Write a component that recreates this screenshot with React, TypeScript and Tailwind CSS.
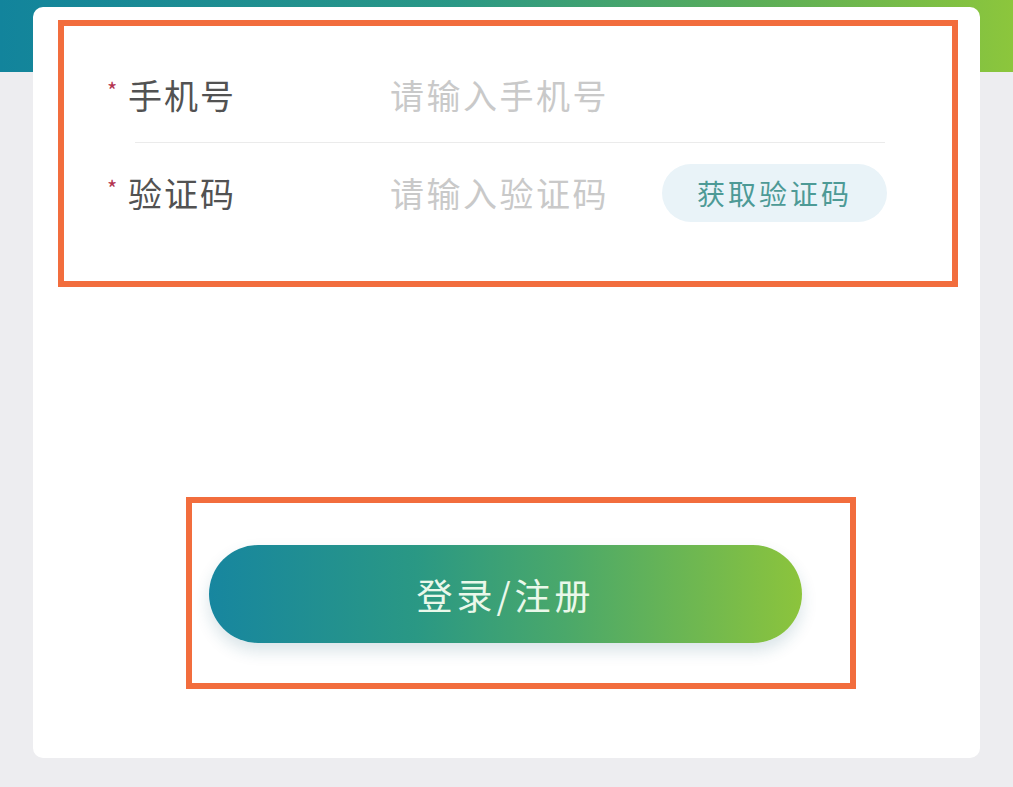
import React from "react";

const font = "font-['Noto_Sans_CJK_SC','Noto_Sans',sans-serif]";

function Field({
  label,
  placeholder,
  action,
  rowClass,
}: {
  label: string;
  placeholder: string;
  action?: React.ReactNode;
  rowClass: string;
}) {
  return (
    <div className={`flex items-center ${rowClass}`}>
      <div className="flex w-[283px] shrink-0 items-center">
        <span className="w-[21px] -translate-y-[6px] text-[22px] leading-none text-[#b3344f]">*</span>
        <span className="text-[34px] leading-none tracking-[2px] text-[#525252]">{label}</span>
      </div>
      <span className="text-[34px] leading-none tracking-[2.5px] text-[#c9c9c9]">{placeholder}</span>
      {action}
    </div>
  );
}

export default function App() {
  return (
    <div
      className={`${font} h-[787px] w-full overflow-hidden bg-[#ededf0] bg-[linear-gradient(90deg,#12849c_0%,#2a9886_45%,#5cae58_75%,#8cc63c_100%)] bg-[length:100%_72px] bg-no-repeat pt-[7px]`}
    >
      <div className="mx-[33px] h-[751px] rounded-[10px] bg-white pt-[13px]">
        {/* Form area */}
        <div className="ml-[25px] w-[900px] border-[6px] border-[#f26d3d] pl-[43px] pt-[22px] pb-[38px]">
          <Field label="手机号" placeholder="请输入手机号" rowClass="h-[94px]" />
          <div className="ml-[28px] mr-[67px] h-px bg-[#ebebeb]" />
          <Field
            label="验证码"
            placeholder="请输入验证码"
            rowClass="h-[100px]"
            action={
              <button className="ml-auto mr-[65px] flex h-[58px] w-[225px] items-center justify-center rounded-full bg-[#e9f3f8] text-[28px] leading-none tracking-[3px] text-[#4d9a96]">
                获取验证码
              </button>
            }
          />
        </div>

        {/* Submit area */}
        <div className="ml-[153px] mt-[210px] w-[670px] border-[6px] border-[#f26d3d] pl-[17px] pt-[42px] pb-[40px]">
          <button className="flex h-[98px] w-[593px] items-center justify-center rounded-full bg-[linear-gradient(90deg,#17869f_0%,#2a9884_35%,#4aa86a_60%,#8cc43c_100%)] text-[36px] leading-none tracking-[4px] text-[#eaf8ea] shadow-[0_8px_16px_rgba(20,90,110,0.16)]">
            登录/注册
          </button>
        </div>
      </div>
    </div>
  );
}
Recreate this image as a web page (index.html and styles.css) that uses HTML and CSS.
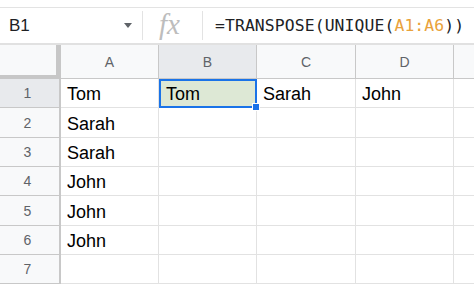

------------

* [What is asked]:
Take every line from the data that contains the word "this".

* [The completed task]:
Write a component that recreates this screenshot with React, TypeScript and Tailwind CSS.
Recreate this image as a web page (index.html and styles.css) that uses HTML and CSS.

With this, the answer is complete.